Who we are, or what we understand as our identity, is a combination of internal and external factors – in the words of Charles Cooley, “I am who I think you think I am.” Which means that what we see on TV, in movies, across social media, and how that impacts the way others see us, shapes the way we see ourselves. That’s why stories that reflect the lived experiences of all viewers have the power to entertain, inspire, and forge deeper connections with audiences. At NBCUniversal, we’re more than just committed to multiculturalism – it’s a responsibility. It doesn’t start and stop with the talent on screen who bring to life the stories we crave, or the crew behind the camera. It also extends across the ads that air on our platform, and throughout every facet of our business.
For our partners to build trust and affinity across multicultural audiences, they need the insights and research that help inform how they can connect with diverse audiences in authentic ways.
That’s why today, with our partners at MAGNA and Identity, we are thrilled to unveil new research that builds on our 2018 study, taking a deeper dive into identity, its impact on advertising, and how as an industry and society we can continue to inform and influence our world positively, together.
Consumers Are More Than One Thing – They Have Multifaceted Cultural Identities
For many Americans, identity isn’t fixed or solely defined by ethnicity or the traditional labels ascribed to us – it’s also what we decide based on our choices. It’s formed by a mosaic of heritage and customs, shifting cultural beliefs and values—even a curiosity about other cultures. In other words, people are largely polycultural, associating with a whole host of different identities.
Respondents in our study expressed personal attachments to an average of 8 different communities. Meanwhile, a whopping 93% said they had a strong desire to connect to other cultures. So as brands consider the results of this study, they should keep in mind that more people feel connected to—or like they have a kinship with—more cultures than ever before.
Media Plays a Monumental Role as a Cultural Resource:
There are many avenues for people to seek out cultural affirmation, but our survey found that an overwhelming 82% of respondents turned to at least one type of media to connect with their personal heritage. This was especially pronounced among people of color, LGBTQ+ audiences, and young people under 35. Notably, Black and Hispanic audiences were the heaviest users of media and leaned the most on visual forms of media to connect to their heritage.
Our study also revealed that media drives and satisfies global curiosity in other cultures.
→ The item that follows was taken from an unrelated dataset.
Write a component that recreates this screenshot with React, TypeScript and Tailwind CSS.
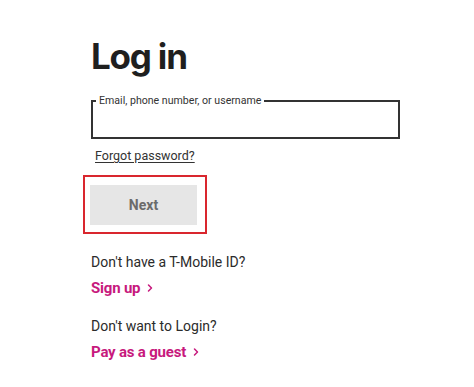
import { ChevronRight } from 'lucide-react';

const font = { fontFamily: 'Roboto, "Noto Sans", sans-serif' };

function TextLink({ label }: { label: string }) {
  return (
    <a href="#" className="flex h-[18px] items-center gap-[4px] text-[15px] font-bold tracking-[-0.2px] text-[#c7197d]">
      {label}
      <ChevronRight className="h-[12px] w-[12px]" strokeWidth={3} />
    </a>
  );
}

export default function App() {
  return (
    <div className="min-h-screen w-[474px] bg-white text-[#2b2b2b]" style={font}>
      <div className="flex flex-col pl-[91px] pt-[38px]">
        <h1 className="text-[35px] font-bold leading-[36px] tracking-[-1.2px] text-[#1f1f1f]" style={{ fontFamily: 'Inter, Roboto, sans-serif' }}>
          Log in
        </h1>

        <div className="relative mt-[26px] h-[39px] w-[309px] border-2 border-[#333]">
          <span className="absolute -top-[8px] left-[3px] bg-white px-[3px] text-[10.6px] leading-[13px] text-[#333]">
            Email, phone number, or username
          </span>
        </div>

        <a href="#" className="mt-[9px] ml-[4px] self-start text-[12.5px] leading-[16px] text-[#333] underline underline-offset-2">
          Forgot password?
        </a>

        <div className="mt-[11px] -ml-[8px] h-[59px] w-[124px] border-2 border-[#d9262e] pl-[5px] pt-[8px]">
          <button className="h-[40px] w-[107px] bg-[#e6e6e6] text-[14px] font-bold text-[#6b6b6b]">Next</button>
        </div>

        <p className="mt-[19px] text-[14px] leading-[18px] text-[#2b2b2b]">Don't have a T-Mobile ID?</p>
        <div className="mt-[8px]">
          <TextLink label="Sign up" />
        </div>

        <p className="mt-[20px] text-[14px] leading-[18px] text-[#2b2b2b]">Don't want to Login?</p>
        <div className="mt-[8px]">
          <TextLink label="Pay as a guest" />
        </div>
      </div>
    </div>
  );
}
If a television show piques your interest about a specific cultural topic, chances are you’ll seek out more content—whether through related programming, articles, online videos, or music.
Shining a light on different cultures helps affirm people’s own polycultural identities, inspires them to learn about the world, and keeps them coming back for more.
Brands Are an Important Connector in Creating Relationships:
Even today, many brands might still wonder if consumers actually want them to join in on the conversation. The answer is a resounding yes as well as an expectation. And the good news is that brands have a clear path for growth in this area:
- 39% of our respondents said brands were doing a good job of helping connect them to their culture, with Asian audiences citing the most room for improvement, especially regarding identity connection.
- 80% said companies could improve representation in ads and brand communications by ensuring they avoid stereotypes, portray authentic images, and use diverse actors and actresses.
- When asked why a video is culturally relevant, a common thread across the top five reasons was addressing stereotypes.
- 81% of respondents said they’re more open to both seeing ads and brand messages when they succeed in connecting them to different facets they identify with and are focused on diverse, inclusive authenticity.
Brands have reached a critical inflection point. By authentically representing diverse communities, brands can make connections with members of specific cultures, and globally curious consumers everywhere. But to do so, brands must pay special attention to the communities they’ve overlooked in the past, and take action to tell honest, genuine stories.
And the good news is, brands now officially have the permission — and the expectation — to be an active
participant, ally and champion for multicultural audiences. Identities will continue to evolve and shift at the same time as America grows ever more diverse. If brands continue to celebrate and invest in understanding polycultural consumers, they can elevate underrepresented populations, increase cultural appreciation among Americans, and make the world a more welcoming and tolerant place.
With all our audiences in mind, here at NBCUniversal, we are committed to helping our marketing partners bring these critical conversations to life.